4. Human Resource Management Issues
Human resource management can be defined as the strategic approach to the management of personnel in an organization. Effective human resource management is crucial in developing people’s capacities as they work. In addition, it allows the staff to integrate with their colleagues in a productive way. The significance of human resource is found in its planning strategies. Global businesses have the propensity of experiencing losses if their HR department is not effectively recruiting staff and if there is minimal interaction with the staff to manage their grievances.

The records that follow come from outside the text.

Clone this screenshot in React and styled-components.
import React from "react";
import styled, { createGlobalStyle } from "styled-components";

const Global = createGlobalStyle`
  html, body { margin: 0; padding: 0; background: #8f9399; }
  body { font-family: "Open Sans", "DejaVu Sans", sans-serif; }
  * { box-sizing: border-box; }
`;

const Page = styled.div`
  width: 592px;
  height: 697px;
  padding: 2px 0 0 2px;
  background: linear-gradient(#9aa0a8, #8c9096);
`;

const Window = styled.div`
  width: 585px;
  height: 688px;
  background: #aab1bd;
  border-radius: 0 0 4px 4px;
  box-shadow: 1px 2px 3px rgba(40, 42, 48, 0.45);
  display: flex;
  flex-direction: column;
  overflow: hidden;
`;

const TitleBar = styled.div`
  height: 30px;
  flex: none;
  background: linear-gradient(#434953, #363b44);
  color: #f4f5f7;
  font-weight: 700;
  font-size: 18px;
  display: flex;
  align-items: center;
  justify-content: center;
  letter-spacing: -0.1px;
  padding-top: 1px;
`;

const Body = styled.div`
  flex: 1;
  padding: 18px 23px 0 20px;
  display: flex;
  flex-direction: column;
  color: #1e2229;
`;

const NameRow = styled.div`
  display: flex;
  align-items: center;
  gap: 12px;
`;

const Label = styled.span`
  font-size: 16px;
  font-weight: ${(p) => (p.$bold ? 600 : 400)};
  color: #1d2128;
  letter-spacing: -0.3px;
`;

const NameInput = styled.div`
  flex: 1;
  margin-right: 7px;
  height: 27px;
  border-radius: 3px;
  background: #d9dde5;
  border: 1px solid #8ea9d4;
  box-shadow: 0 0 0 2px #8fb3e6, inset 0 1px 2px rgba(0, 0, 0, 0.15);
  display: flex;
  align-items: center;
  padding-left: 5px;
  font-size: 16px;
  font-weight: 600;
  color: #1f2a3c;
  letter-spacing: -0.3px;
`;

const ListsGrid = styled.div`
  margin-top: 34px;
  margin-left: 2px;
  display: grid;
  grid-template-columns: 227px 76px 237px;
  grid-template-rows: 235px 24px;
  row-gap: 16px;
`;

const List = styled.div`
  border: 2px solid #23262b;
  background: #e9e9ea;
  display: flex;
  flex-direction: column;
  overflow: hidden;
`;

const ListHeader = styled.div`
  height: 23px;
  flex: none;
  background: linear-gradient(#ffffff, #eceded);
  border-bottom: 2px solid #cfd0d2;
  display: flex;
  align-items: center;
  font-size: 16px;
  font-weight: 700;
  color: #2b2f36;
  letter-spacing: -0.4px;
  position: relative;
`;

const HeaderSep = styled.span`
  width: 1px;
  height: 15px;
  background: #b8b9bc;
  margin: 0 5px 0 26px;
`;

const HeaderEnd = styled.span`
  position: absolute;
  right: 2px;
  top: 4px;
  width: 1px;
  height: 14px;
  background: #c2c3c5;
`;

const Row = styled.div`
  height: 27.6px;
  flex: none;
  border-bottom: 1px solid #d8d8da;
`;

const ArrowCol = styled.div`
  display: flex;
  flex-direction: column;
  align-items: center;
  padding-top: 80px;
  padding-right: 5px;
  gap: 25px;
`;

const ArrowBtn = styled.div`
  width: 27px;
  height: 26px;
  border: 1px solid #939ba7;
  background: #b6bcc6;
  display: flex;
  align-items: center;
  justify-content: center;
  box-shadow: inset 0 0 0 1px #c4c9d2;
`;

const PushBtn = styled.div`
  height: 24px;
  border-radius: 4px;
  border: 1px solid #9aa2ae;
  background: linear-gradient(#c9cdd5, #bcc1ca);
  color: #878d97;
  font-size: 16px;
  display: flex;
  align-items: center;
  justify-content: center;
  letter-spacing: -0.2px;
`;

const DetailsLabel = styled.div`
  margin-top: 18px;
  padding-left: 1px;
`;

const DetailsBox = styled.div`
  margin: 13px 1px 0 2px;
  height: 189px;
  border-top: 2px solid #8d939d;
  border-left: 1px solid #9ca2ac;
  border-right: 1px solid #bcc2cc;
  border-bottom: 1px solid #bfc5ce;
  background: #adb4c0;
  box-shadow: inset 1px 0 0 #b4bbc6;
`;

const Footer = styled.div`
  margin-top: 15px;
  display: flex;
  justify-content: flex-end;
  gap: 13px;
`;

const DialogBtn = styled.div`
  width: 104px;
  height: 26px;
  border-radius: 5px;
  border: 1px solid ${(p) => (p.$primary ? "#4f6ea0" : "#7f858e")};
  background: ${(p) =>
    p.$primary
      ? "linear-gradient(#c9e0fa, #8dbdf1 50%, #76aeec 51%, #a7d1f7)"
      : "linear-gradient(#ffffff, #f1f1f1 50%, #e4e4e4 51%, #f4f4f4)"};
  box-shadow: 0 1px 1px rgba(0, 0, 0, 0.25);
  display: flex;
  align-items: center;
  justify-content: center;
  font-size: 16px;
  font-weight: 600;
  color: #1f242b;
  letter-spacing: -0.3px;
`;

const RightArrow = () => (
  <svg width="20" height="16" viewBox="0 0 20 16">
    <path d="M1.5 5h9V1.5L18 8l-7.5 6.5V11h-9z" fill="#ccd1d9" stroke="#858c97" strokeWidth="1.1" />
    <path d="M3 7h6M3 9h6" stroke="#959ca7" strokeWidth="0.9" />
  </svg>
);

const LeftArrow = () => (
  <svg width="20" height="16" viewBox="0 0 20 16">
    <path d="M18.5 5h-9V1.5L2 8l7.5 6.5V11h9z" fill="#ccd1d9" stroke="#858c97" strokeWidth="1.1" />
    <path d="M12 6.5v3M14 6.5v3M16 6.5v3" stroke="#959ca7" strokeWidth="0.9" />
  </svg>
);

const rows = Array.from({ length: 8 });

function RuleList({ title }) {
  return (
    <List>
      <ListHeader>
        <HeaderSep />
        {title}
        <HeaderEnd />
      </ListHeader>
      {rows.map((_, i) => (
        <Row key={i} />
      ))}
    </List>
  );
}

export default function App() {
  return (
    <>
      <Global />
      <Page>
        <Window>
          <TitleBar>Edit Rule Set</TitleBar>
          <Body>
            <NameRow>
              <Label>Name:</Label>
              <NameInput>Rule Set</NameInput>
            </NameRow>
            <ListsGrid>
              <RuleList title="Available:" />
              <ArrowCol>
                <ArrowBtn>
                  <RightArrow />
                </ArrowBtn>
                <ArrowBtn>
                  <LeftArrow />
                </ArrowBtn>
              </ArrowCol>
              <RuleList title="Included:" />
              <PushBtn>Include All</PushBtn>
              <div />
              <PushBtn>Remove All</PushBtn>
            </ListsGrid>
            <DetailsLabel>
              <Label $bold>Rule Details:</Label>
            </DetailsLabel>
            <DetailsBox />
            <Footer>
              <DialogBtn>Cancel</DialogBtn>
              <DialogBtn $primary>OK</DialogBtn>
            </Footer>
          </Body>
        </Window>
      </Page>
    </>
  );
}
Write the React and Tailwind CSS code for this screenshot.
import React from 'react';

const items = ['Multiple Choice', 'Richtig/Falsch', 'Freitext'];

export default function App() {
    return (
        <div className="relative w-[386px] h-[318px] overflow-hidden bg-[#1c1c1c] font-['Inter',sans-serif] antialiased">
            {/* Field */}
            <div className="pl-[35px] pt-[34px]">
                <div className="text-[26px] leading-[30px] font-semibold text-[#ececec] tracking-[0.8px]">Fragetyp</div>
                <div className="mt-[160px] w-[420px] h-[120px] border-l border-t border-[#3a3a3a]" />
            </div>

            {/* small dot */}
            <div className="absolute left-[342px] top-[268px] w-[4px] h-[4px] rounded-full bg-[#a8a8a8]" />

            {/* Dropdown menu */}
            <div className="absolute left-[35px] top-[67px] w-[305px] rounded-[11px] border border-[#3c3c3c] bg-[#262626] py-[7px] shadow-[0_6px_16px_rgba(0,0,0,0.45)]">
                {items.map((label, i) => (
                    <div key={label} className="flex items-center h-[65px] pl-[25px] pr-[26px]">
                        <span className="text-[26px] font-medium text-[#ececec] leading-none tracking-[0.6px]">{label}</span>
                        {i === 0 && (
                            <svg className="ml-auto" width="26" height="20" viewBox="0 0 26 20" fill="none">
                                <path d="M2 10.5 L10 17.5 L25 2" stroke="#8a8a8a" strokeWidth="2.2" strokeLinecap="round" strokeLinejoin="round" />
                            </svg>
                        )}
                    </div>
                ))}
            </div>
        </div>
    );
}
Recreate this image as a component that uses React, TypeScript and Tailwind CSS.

Some companied apply effective HR techniques and practices to successfully manage their personnel. McDonald, a global fast-chain restaurant has one of the most effective HR techniques in restaurant business. McDonald’s HR undertakes a systematic analysis when planning in order to asses its current state and the possible future conditions on its business environment (Pervaiz and Aslam). McDonald’s staff values the impact of evaluation on their performance and the HR understands that the workforce can lead to benefits in the business. McDonald applies corporate, operational, and individual plans when dealing with their staff. The corporate plan involves setting the business’s overall objective and inculcating those plans in the workforce (Pervaiz and Aslam). This strategy is beneficial as it often creates organizational culture among the employees. Operational plan involves setting specific targets by organizations unit or activity to ensure that all employees are performing. Lastly, individual plan focuses on what the individual has to do to achieve his or her goal (Pervaiz and Aslam). To motivate its staff, McDonald offers good incentives, better pay, and other benefits.
Human Resources Strategy should aim to develop and maintain staffs that are well motivated, properly trained, equitably compensate, and which performs effectively in pursuing the organization’s objectives. The outcome of a well managed staff is efficiency and high productivity.